ABSTRACT

Rapid changes in the landscapes have occurred very frequently in the European continent in the last decades. These changes, characterized as a ‘crisis of the landscape’ by Lemaire (2002) and described in the Dobríš Assessment (Stanners and Bourdeau 1995) caused loss of regional diversity, landscape character and identity. Many new European initiatives were set up, indicating a general renewed interest in landscape research and policy. The most important is the Council of Europe’s European Landscape Convention. Its aim is to promote integrated landscape planning. One of the specific measures is to identify and describe the landscapes covering the entire territory, by making an inventory of the significant features that characterize them (Council of Europe 2000). Even before it entered into force on 1. March 2004, many initiatives started in different countries to set up new landscape inventories. However, these different landscape typologies do not fit at the national administrative borders and are not comparable because of different approaches, data sources, and methods (Wascher 2005). Trans-border problems in landscape classifications also exist at regional level within states. Examples are differences between England, Scotland, and Wales, in the UK, between Flanders, Wallonia, and Brussels Capital region, in Belgium, between the regional atlases in France (Lunginbühl 1994), in the biotope mapping of the federal state of Germany (Jessel 2006). Even between smaller administration units (counties, provinces) the classifications may not match at the borders (Stiles 2005).

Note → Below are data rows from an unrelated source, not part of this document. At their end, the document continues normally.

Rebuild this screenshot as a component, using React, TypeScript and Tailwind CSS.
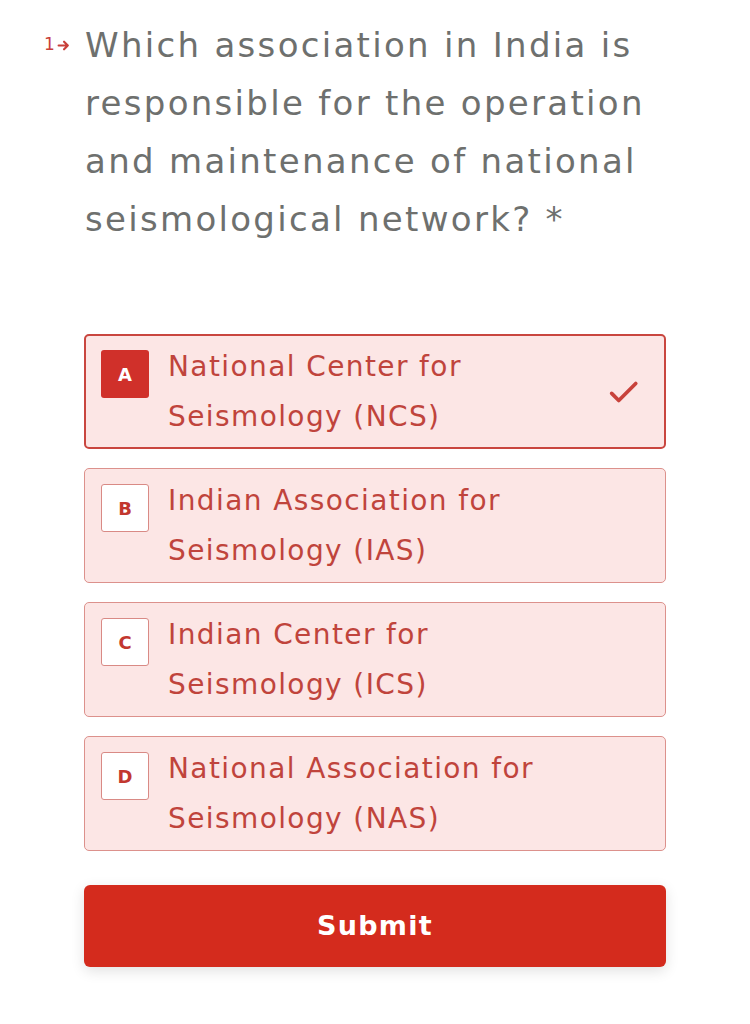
import { useState } from "react";

const options = [
  { key: "A", lines: ["National Center for", "Seismology (NCS)"] },
  { key: "B", lines: ["Indian Association for", "Seismology (IAS)"] },
  { key: "C", lines: ["Indian Center for", "Seismology (ICS)"] },
  { key: "D", lines: ["National Association for", "Seismology (NAS)"] },
];

const Option = ({
  letter,
  lines,
  selected,
  onSelect,
}: {
  letter: string;
  lines: string[];
  selected: boolean;
  onSelect: () => void;
}) => (
  <button
    type="button"
    onClick={onSelect}
    className={
      selected
        ? "flex items-start w-full h-[115px] pl-[15px] pr-[24px] pt-[14px] rounded-[5px] border-2 border-[#c9463f] bg-[#fce6e5] text-left"
        : "flex items-start w-full h-[115px] pl-[16px] pr-[24px] pt-[15px] rounded-[5px] border border-[#dc918c] bg-[#fce6e5] text-left"
    }
  >
    <span
      className={
        selected
          ? "flex shrink-0 justify-center items-center w-[48px] h-[48px] rounded-[3px] bg-[#d0302a] text-white text-[18px] font-bold"
          : "flex shrink-0 justify-center items-center w-[48px] h-[48px] rounded-[3px] border border-[#d98a85] bg-white text-[#c2372f] text-[18px] font-bold"
      }
    >
      {letter}
    </span>
    <span className="flex-1 ml-[19px] -mt-[8px] text-[28px] leading-[50px] tracking-[1.4px] text-[#c0443c]">
      {lines.map((l) => (
        <span key={l} className="block whitespace-nowrap">
          {l}
        </span>
      ))}
    </span>
    {selected && (
      <svg
        className="self-center -mt-[14px] w-[34px] h-[34px] text-[#c8423b]"
        viewBox="0 0 24 24"
        fill="none"
        stroke="currentColor"
        strokeWidth="2.6"
        strokeLinecap="round"
        strokeLinejoin="round"
      >
        <path d="M4 13l5 5L21 6" />
      </svg>
    )}
  </button>
);

const question = [
  "Which association in India is",
  "responsible for the operation",
  "and maintenance of national",
  "seismological network? *",
];

export default function App() {
  const [selected, setSelected] = useState("A");

  return (
    <div
      className="w-[750px] h-[1024px] bg-white"
      style={{ fontFamily: "'DejaVu Sans', 'Open Sans', sans-serif" }}
    >
      <div className="flex pt-[16px] pl-[44px]">
        <div className="flex items-center shrink-0 gap-[2px] w-[41px] h-[58px] text-[17px] text-[#c9403a]">
          1
          <svg
            className="w-[13px] h-[13px]"
            viewBox="0 0 12 12"
            fill="none"
            stroke="currentColor"
            strokeWidth="2"
            strokeLinecap="round"
            strokeLinejoin="round"
          >
            <path d="M1.5 6h8.5M6.5 2.5L10 6l-3.5 3.5" />
          </svg>
        </div>
        <h1 className="text-[34px] leading-[58px] tracking-[2.3px] text-[#6e706e]">
          {question.map((l) => (
            <span key={l} className="block whitespace-nowrap">
              {l}
            </span>
          ))}
        </h1>
      </div>

      <div className="flex flex-col gap-[19px] mt-[86px] ml-[84px] w-[582px]">
        {options.map((o) => (
          <Option
            key={o.key}
            letter={o.key}
            lines={o.lines}
            selected={selected === o.key}
            onSelect={() => setSelected(o.key)}
          />
        ))}
      </div>

      <div className="mt-[34px] ml-[84px] w-[582px]">
        <button
          type="button"
          className="w-full h-[82px] rounded-[6px] bg-[#d42b1d] text-white text-[27px] font-bold tracking-[1.3px] shadow-[0_4px_14px_rgba(0,0,0,0.12)]"
        >
          Submit
        </button>
      </div>
    </div>
  );
}
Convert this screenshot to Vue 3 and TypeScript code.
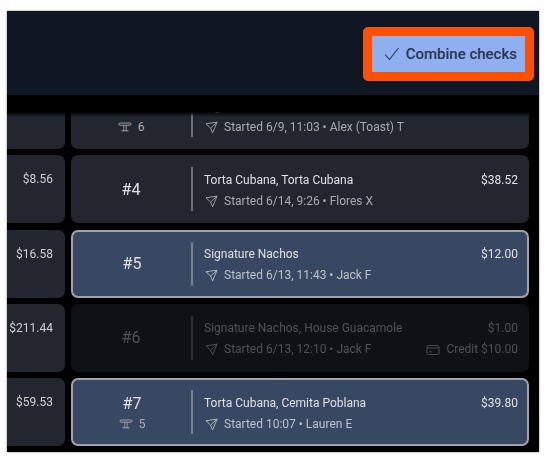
<script setup lang="ts">
interface Row {
  side: string
  num: string
  seats?: string
  title: string
  amount: string
  started: string
  state: 'normal' | 'selected' | 'dim'
  credit?: string
}
const rows: Row[] = [
  { side: '$24.10', num: '#3', seats: '6', title: 'Signature Nachos', amount: '$18.00', started: 'Started 6/9, 11:03 • Alex (Toast) T', state: 'normal' },
  { side: '$8.56', num: '#4', title: 'Torta Cubana, Torta Cubana', amount: '$38.52', started: 'Started 6/14, 9:26 • Flores X', state: 'normal' },
  { side: '$16.58', num: '#5', title: 'Signature Nachos', amount: '$12.00', started: 'Started 6/13, 11:43 • Jack F', state: 'selected' },
  { side: '$211.44', num: '#6', title: 'Signature Nachos, House Guacamole', amount: '$1.00', started: 'Started 6/13, 12:10 • Jack F', state: 'dim', credit: 'Credit $10.00' },
  { side: '$59.53', num: '#7', seats: '5', title: 'Torta Cubana, Cemita Poblana', amount: '$39.80', started: 'Started 10:07 • Lauren E', state: 'selected' },
]
</script>

<template>
  <div class="page">
    <div class="frame">
      <header class="header">
        <div class="highlight">
          <button class="combine" type="button">
            <svg class="check" viewBox="0 0 16 14" width="16" height="14" fill="none" stroke="currentColor" stroke-width="1.1">
              <path d="M1 7.5 L5.5 12.5 L14.5 1" />
            </svg>
            Combine checks
          </button>
        </div>
      </header>
      <div class="body">
        <div class="shade"></div>
        <div class="list">
          <div v-for="row in rows" :key="row.num" class="row">
            <div class="side">{{ row.side }}</div>
            <div class="card" :class="row.state">
              <div class="num">
                <div class="num-main">{{ row.num }}</div>
                <div v-if="row.seats" class="seats">
                  <svg viewBox="0 0 14 10" width="14" height="10" fill="none" stroke="currentColor">
                    <rect x="1" y="1" width="12" height="2.2" rx="1.1" stroke-width="0.9" />
                    <path d="M5.8 3.4 V8.4 M8.2 3.4 V8.4" stroke-width="0.8" />
                    <path d="M3.5 8.8 H10.5" stroke-width="1" />
                  </svg>
                  <span>{{ row.seats }}</span>
                </div>
              </div>
              <div class="divider"></div>
              <div class="info">
                <div class="line first">
                  <span class="title">{{ row.title }}</span>
                  <span>{{ row.amount }}</span>
                </div>
                <div class="line second">
                  <span class="started">
                    <svg viewBox="0 0 14 14" width="13" height="13" fill="none" stroke="currentColor" stroke-width="0.95" stroke-linejoin="round">
                      <path d="M1 3 L13 1.2 L8.2 12.8 L6 7.6 Z M6 7.6 L13 1.2" />
                    </svg>
                    {{ row.started }}
                  </span>
                  <span v-if="row.credit" class="credit">
                    <svg viewBox="0 0 14 12" width="14" height="12" fill="none" stroke="currentColor" stroke-width="0.9">
                      <rect x="1" y="1.5" width="12" height="9" rx="1.2" />
                      <path d="M1 4 H13 M3 7.8 H6" />
                    </svg>
                    {{ row.credit }}
                  </span>
                </div>
              </div>
            </div>
          </div>
        </div>
      </div>
    </div>
  </div>
</template>

<style>
html, body { margin: 0; background: #fff; }
</style>

<style scoped>
.page {
  width: 546px;
  height: 460px;
  padding: 11px 7px 8px;
  box-sizing: border-box;
  background: #fff;
  font-family: Roboto, "Liberation Sans", sans-serif;
  overflow: hidden;
}
.frame {
  width: 532px;
  height: 441px;
  display: flex;
  flex-direction: column;
  background: #000;
  box-shadow: 0 0 2px rgba(0, 0, 0, 0.5);
  overflow: hidden;
  filter: blur(0.3px);
}
.header {
  height: 84px;
  flex: none;
  background: #111722;
  display: flex;
  justify-content: flex-end;
  align-items: flex-start;
  padding: 16px 5px 0 0;
  box-sizing: border-box;
}
.highlight {
  border: 9px solid #ff5000;
  border-radius: 5px;
  display: flex;
}
.combine {
  width: 153px;
  height: 36px;
  border: 0;
  padding: 0 8px 0 0;
  background: #8fb0f0;
  color: #2a3350;
  font: 500 15px Roboto, "Liberation Sans", sans-serif;
  display: flex;
  align-items: center;
  justify-content: flex-end;
  gap: 6px;
  white-space: nowrap;
}
.check { flex: none; }
.body {
  flex: 1;
  position: relative;
  overflow: hidden;
}
.shade {
  position: absolute;
  inset: 0 0 auto 0;
  height: 22px;
  background: linear-gradient(#000 75%, rgba(0, 0, 0, 0));
  z-index: 1;
}
.list {
  display: flex;
  flex-direction: column;
  gap: 6.3px;
  margin-top: -14px;
}
.row {
  display: grid;
  grid-template-columns: 58px 458px;
  gap: 6px;
  height: 68px;
}
.side {
  background: #23262f;
  border-radius: 0 7px 7px 0;
  color: #cfd0d3;
  font-size: 12px;
  padding: 17px 12px 0 0;
  box-sizing: border-box;
  white-space: nowrap;
  display: flex;
  justify-content: flex-end;
  align-items: flex-start;
  line-height: 15px;
}
.card {
  display: flex;
  align-items: center;
  background: #23262f;
  border-radius: 7px;
  color: #dfe0e3;
  box-sizing: border-box;
  padding: 0 11px 0 0;
  font-size: 12px;
}
.card.selected {
  background: #384762;
  border: 2px solid #a0a4aa;
  padding-right: 9px;
}
.card.dim {
  background: #0e1216;
  color: #4e5257;
}
.num {
  width: 120px;
  flex: none;
  text-align: center;
  padding-top: 1px;
}
.selected .num { width: 118px; }
.num-main {
  font-size: 16px;
  line-height: 20px;
}
.seats {
  margin-top: 3px;
  display: flex;
  justify-content: center;
  align-items: center;
  gap: 6px;
  color: #a9abb0;
  font-size: 12px;
  line-height: 15px;
}
.divider {
  width: 2px;
  height: 44px;
  background: #6b6f78;
  flex: none;
}
.dim .divider { background: #2c2f33; }
.selected .divider { background: #78818f; }
.info {
  flex: 1;
  margin: 3px 0 0 11px;
  display: flex;
  flex-direction: column;
  gap: 6px;
}
.line {
  display: flex;
  justify-content: space-between;
  align-items: center;
  line-height: 15px;
  white-space: nowrap;
}
.second { color: #a9abb0; }
.selected .second { color: #bcc1ca; }
.dim .second { color: #4e5257; }
.started, .credit {
  display: flex;
  align-items: center;
  gap: 6px;
}
.started svg { margin-left: 1px; }
.credit { gap: 6px; }
</style>
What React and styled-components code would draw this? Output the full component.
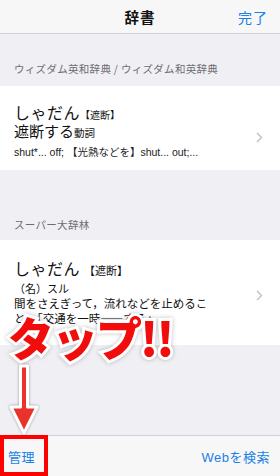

In addition, landscape inventories of different subject (forest areas, build up areas, heritage values, …) can vary between regions (Antrop and Van Eetvelde 2000). These differences are caused by the use of different source materials (scale, period, data quality), different methods and scale levels and also different aims established for the inventories or classifications, which makes comparison of data difficult (Antrop and Van Eetvelde 2000; Jessel 2006).